■ **Problem to solve**:
Repeat the records below exactly as they appear.

■ **Exercise material**:
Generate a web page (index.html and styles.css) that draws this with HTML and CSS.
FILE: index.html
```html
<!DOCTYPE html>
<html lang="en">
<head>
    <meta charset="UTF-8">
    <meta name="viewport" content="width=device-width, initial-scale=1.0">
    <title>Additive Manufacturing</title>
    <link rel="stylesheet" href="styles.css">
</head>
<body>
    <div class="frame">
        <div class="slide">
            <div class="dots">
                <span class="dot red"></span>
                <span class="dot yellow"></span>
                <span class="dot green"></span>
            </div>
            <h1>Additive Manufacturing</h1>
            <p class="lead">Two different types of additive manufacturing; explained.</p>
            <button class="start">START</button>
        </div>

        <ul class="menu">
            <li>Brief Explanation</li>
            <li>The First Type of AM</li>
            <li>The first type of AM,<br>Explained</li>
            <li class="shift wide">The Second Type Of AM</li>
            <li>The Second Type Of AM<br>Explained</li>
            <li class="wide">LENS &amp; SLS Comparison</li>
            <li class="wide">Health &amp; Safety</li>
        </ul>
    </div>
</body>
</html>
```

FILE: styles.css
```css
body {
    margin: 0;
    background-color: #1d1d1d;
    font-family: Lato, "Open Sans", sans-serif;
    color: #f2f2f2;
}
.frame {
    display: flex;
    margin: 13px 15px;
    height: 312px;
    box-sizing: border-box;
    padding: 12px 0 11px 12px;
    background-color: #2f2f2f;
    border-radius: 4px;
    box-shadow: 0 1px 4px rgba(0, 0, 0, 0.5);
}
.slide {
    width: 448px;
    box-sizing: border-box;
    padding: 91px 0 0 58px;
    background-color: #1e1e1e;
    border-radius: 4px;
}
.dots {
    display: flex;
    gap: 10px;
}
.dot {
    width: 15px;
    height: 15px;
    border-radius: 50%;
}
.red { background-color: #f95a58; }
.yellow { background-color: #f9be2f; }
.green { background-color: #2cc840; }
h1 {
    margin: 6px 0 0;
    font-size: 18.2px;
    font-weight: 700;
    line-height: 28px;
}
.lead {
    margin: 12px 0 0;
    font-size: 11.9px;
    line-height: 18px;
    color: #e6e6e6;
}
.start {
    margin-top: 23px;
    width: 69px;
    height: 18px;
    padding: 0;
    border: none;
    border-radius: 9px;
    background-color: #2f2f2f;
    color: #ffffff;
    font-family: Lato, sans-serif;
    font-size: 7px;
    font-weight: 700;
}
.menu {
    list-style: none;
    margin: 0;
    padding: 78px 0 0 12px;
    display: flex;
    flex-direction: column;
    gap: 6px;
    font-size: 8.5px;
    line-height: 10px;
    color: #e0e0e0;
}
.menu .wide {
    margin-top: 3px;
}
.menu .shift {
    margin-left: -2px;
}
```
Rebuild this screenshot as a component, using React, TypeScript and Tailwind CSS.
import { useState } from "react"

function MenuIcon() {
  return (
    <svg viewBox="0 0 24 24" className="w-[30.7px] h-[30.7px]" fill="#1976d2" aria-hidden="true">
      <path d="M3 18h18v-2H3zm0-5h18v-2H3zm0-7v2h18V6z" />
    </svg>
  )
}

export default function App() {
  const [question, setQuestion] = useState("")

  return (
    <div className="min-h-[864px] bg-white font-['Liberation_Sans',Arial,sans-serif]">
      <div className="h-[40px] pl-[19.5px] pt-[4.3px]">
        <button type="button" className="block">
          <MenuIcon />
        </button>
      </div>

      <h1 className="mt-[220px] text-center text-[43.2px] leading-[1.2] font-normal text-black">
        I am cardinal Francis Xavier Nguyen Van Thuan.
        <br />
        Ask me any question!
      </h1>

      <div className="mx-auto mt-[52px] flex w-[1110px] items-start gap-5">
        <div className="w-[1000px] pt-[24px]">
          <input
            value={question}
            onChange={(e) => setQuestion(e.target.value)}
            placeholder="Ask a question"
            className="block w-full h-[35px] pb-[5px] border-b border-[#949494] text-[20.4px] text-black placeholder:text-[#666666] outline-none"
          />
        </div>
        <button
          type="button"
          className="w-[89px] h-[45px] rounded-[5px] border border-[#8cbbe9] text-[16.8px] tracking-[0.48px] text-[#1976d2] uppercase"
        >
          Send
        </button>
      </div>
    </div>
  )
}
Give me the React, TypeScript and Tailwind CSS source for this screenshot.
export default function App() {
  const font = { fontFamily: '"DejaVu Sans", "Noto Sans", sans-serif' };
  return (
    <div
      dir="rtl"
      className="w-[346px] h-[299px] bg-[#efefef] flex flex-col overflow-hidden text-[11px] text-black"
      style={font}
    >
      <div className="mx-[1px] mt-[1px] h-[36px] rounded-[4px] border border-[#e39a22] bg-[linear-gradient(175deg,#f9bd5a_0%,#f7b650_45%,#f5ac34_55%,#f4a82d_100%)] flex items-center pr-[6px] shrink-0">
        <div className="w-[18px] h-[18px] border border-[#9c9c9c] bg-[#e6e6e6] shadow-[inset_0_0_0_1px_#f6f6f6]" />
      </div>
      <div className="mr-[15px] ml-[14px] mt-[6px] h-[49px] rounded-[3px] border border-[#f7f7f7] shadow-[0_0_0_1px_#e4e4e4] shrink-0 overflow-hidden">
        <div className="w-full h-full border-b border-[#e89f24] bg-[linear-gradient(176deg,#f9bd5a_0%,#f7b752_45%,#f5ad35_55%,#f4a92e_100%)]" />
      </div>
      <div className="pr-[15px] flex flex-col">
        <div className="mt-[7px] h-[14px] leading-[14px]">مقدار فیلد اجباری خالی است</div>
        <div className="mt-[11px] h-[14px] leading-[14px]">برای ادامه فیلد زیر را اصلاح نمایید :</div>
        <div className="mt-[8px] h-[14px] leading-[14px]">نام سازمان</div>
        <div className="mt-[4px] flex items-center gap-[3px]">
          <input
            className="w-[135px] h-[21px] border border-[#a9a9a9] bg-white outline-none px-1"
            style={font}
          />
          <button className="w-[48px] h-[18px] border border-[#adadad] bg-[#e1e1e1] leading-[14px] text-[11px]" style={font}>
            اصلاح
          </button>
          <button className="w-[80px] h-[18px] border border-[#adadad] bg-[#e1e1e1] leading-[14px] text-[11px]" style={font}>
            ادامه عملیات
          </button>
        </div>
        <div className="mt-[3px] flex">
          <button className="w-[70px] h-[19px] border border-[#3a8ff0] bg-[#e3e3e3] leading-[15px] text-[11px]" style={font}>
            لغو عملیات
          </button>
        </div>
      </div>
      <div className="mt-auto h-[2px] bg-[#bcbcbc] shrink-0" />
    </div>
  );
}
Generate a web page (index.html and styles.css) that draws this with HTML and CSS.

■ **Result for this task**:
Generate a web page (index.html and styles.css) that draws this with HTML and CSS.
FILE: index.html
```html
<!DOCTYPE html>
<html lang="en">
<head>
    <meta charset="UTF-8">
    <meta name="viewport" content="width=device-width, initial-scale=1.0">
    <title>Additive Manufacturing</title>
    <link rel="stylesheet" href="styles.css">
</head>
<body>
    <div class="frame">
        <div class="slide">
            <div class="dots">
                <span class="dot red"></span>
                <span class="dot yellow"></span>
                <span class="dot green"></span>
            </div>
            <h1>Additive Manufacturing</h1>
            <p class="lead">Two different types of additive manufacturing; explained.</p>
            <button class="start">START</button>
        </div>

        <ul class="menu">
            <li>Brief Explanation</li>
            <li>The First Type of AM</li>
            <li>The first type of AM,<br>Explained</li>
            <li class="shift wide">The Second Type Of AM</li>
            <li>The Second Type Of AM<br>Explained</li>
            <li class="wide">LENS &amp; SLS Comparison</li>
            <li class="wide">Health &amp; Safety</li>
        </ul>
    </div>
</body>
</html>
```

FILE: styles.css
```css
body {
    margin: 0;
    background-color: #1d1d1d;
    font-family: Lato, "Open Sans", sans-serif;
    color: #f2f2f2;
}
.frame {
    display: flex;
    margin: 13px 15px;
    height: 312px;
    box-sizing: border-box;
    padding: 12px 0 11px 12px;
    background-color: #2f2f2f;
    border-radius: 4px;
    box-shadow: 0 1px 4px rgba(0, 0, 0, 0.5);
}
.slide {
    width: 448px;
    box-sizing: border-box;
    padding: 91px 0 0 58px;
    background-color: #1e1e1e;
    border-radius: 4px;
}
.dots {
    display: flex;
    gap: 10px;
}
.dot {
    width: 15px;
    height: 15px;
    border-radius: 50%;
}
.red { background-color: #f95a58; }
.yellow { background-color: #f9be2f; }
.green { background-color: #2cc840; }
h1 {
    margin: 6px 0 0;
    font-size: 18.2px;
    font-weight: 700;
    line-height: 28px;
}
.lead {
    margin: 12px 0 0;
    font-size: 11.9px;
    line-height: 18px;
    color: #e6e6e6;
}
.start {
    margin-top: 23px;
    width: 69px;
    height: 18px;
    padding: 0;
    border: none;
    border-radius: 9px;
    background-color: #2f2f2f;
    color: #ffffff;
    font-family: Lato, sans-serif;
    font-size: 7px;
    font-weight: 700;
}
.menu {
    list-style: none;
    margin: 0;
    padding: 78px 0 0 12px;
    display: flex;
    flex-direction: column;
    gap: 6px;
    font-size: 8.5px;
    line-height: 10px;
    color: #e0e0e0;
}
.menu .wide {
    margin-top: 3px;
}
.menu .shift {
    margin-left: -2px;
}
```
Rebuild this screenshot as a component, using React, TypeScript and Tailwind CSS.
import { useState } from "react"

function MenuIcon() {
  return (
    <svg viewBox="0 0 24 24" className="w-[30.7px] h-[30.7px]" fill="#1976d2" aria-hidden="true">
      <path d="M3 18h18v-2H3zm0-5h18v-2H3zm0-7v2h18V6z" />
    </svg>
  )
}

export default function App() {
  const [question, setQuestion] = useState("")

  return (
    <div className="min-h-[864px] bg-white font-['Liberation_Sans',Arial,sans-serif]">
      <div className="h-[40px] pl-[19.5px] pt-[4.3px]">
        <button type="button" className="block">
          <MenuIcon />
        </button>
      </div>

      <h1 className="mt-[220px] text-center text-[43.2px] leading-[1.2] font-normal text-black">
        I am cardinal Francis Xavier Nguyen Van Thuan.
        <br />
        Ask me any question!
      </h1>

      <div className="mx-auto mt-[52px] flex w-[1110px] items-start gap-5">
        <div className="w-[1000px] pt-[24px]">
          <input
            value={question}
            onChange={(e) => setQuestion(e.target.value)}
            placeholder="Ask a question"
            className="block w-full h-[35px] pb-[5px] border-b border-[#949494] text-[20.4px] text-black placeholder:text-[#666666] outline-none"
          />
        </div>
        <button
          type="button"
          className="w-[89px] h-[45px] rounded-[5px] border border-[#8cbbe9] text-[16.8px] tracking-[0.48px] text-[#1976d2] uppercase"
        >
          Send
        </button>
      </div>
    </div>
  )
}
Give me the React, TypeScript and Tailwind CSS source for this screenshot.
export default function App() {
  const font = { fontFamily: '"DejaVu Sans", "Noto Sans", sans-serif' };
  return (
    <div
      dir="rtl"
      className="w-[346px] h-[299px] bg-[#efefef] flex flex-col overflow-hidden text-[11px] text-black"
      style={font}
    >
      <div className="mx-[1px] mt-[1px] h-[36px] rounded-[4px] border border-[#e39a22] bg-[linear-gradient(175deg,#f9bd5a_0%,#f7b650_45%,#f5ac34_55%,#f4a82d_100%)] flex items-center pr-[6px] shrink-0">
        <div className="w-[18px] h-[18px] border border-[#9c9c9c] bg-[#e6e6e6] shadow-[inset_0_0_0_1px_#f6f6f6]" />
      </div>
      <div className="mr-[15px] ml-[14px] mt-[6px] h-[49px] rounded-[3px] border border-[#f7f7f7] shadow-[0_0_0_1px_#e4e4e4] shrink-0 overflow-hidden">
        <div className="w-full h-full border-b border-[#e89f24] bg-[linear-gradient(176deg,#f9bd5a_0%,#f7b752_45%,#f5ad35_55%,#f4a92e_100%)]" />
      </div>
      <div className="pr-[15px] flex flex-col">
        <div className="mt-[7px] h-[14px] leading-[14px]">مقدار فیلد اجباری خالی است</div>
        <div className="mt-[11px] h-[14px] leading-[14px]">برای ادامه فیلد زیر را اصلاح نمایید :</div>
        <div className="mt-[8px] h-[14px] leading-[14px]">نام سازمان</div>
        <div className="mt-[4px] flex items-center gap-[3px]">
          <input
            className="w-[135px] h-[21px] border border-[#a9a9a9] bg-white outline-none px-1"
            style={font}
          />
          <button className="w-[48px] h-[18px] border border-[#adadad] bg-[#e1e1e1] leading-[14px] text-[11px]" style={font}>
            اصلاح
          </button>
          <button className="w-[80px] h-[18px] border border-[#adadad] bg-[#e1e1e1] leading-[14px] text-[11px]" style={font}>
            ادامه عملیات
          </button>
        </div>
        <div className="mt-[3px] flex">
          <button className="w-[70px] h-[19px] border border-[#3a8ff0] bg-[#e3e3e3] leading-[15px] text-[11px]" style={font}>
            لغو عملیات
          </button>
        </div>
      </div>
      <div className="mt-auto h-[2px] bg-[#bcbcbc] shrink-0" />
    </div>
  );
}
Generate a web page (index.html and styles.css) that draws this with HTML and CSS.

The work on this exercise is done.